Sunday 20 July 2008
4,000 metres, Calshot Beach, the Solent
On Sunday 20 July at 12.30pm Solent Swimming Club held the annual Solent 4,000 and 2,000 metre race at Stanswood Rescue Base, Calshot Beach, New Forest Hampshire.
After a recommendation from stalwart member Jeff Tanner that the race was an ideal event for a fresher like me, new to cold water long distance swimming, I decided to sign up for the race. Soon after that I met Dick Garnish an early morning swimmer and long-term member of the club who was also to take part. It. quickly became apparent that Dick had vast experience in long distance swimming. He kindly offered to accompany me to the race so we arranged to go together.
It was a comfortably warm morning as we headed down the A3. We arrived a couple of hours early which gave me time to meet the organisers of the race, Peter Collett and his wife Mary. They were very friendly and welcoming to me especially since it was my first ever event. I then mingled with other competitors and spectators to whom Dick introduced me. It quickly became apparent how friendly, welcoming and inclusive they all were: Quite the antithesis of a clique.

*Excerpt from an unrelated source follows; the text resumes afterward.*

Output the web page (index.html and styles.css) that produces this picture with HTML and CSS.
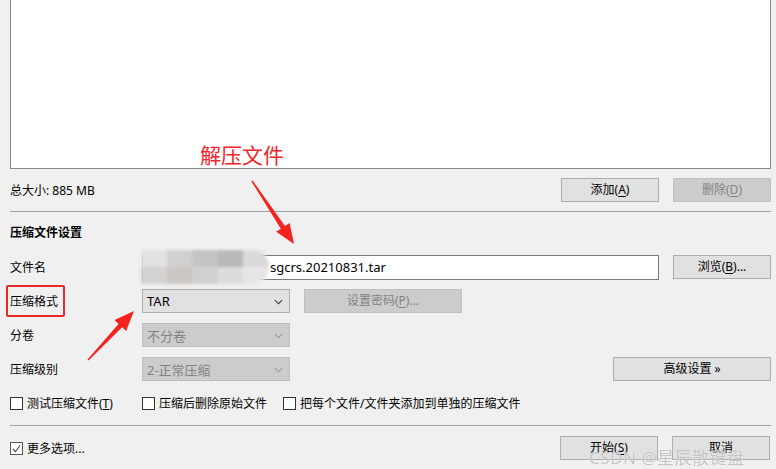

After eating the (obligatory!) chocolate bar and then attending a briefing for the 60 or so competitors we were soon in the water listening to the final instructions for the race. We were to swim parallel to a very straight section of beach roughly 500 metres east up to a buoy then back west towards the start before swimming the same distance the other way to another buoy and then returning to the start. The 4,000-metre race was two laps and the men’s, women’s and 2,000 metre races all ran concurrently. The water was comfortably warm (about 18C) to any Tooting Bec regular.
I decided to stay back from the starting tape like an outsider in the Grand National. The start was a bit frantic but I quickly settled down about 3/4 of the way back. Unlike the Grand National the favourites sped off from the start! The water was really calm and the current, though slight noticeably helped the westbound return. Fortunately the Sun quickly came out and my back soon doubled up as a solar panel.
Towards the end of the first lap I started to make up a little ground. I resolutely called out, my number 56 as instructed at the start of the second lap (the number had been printed onto each upper arm). After the first lap I looked back and noticed that most of the stragglers had finished after 2,000 metres so I most definitely was now towards the back of the field. During the second lap one swimmer (who I assumed must have been a late starter) flew by me and most of the rest of the second half of the field! I ended up having a duel with one swimmer who I thought was about my age (45). I took the last buoy too widely and lost ground but managed to overtake him in the finishing stages.
I finally finished in a time of 1hr 31mins. I was well back from Dick Garnish. I knew in advance my approximate time because I had seen several swimmers finishing when passed the starting point about a kilometre from the end of the race. Though well towards the back I wasn’t last to finish by any means.
After the race it became apparent that the ‘45 year-old’ was actually 69 years old! He was a good friend of Dick’s and a fellow seasoned veteran. I was soon mixing with the other swimmers and spectators. There was a barbecue available and an ice cream and the refreshment hut provided plenty of fare.
An hour or so later every swimmer was presented with a certificate. Safe to say the winners finished the 4,000 metres in just over the hour! They were all experienced open water swimmers – though it very much suited me as a first event.
Many thanks to the organisers Peter Collett and his wife Mary for doing such a fine job. Also thanks to Dick Garnish for being the perfect mentor and to Jeff Tanner for his sound advice. If any of you are thinking of doing a first outdoor long distance swimming event then this would be an ideal starting point.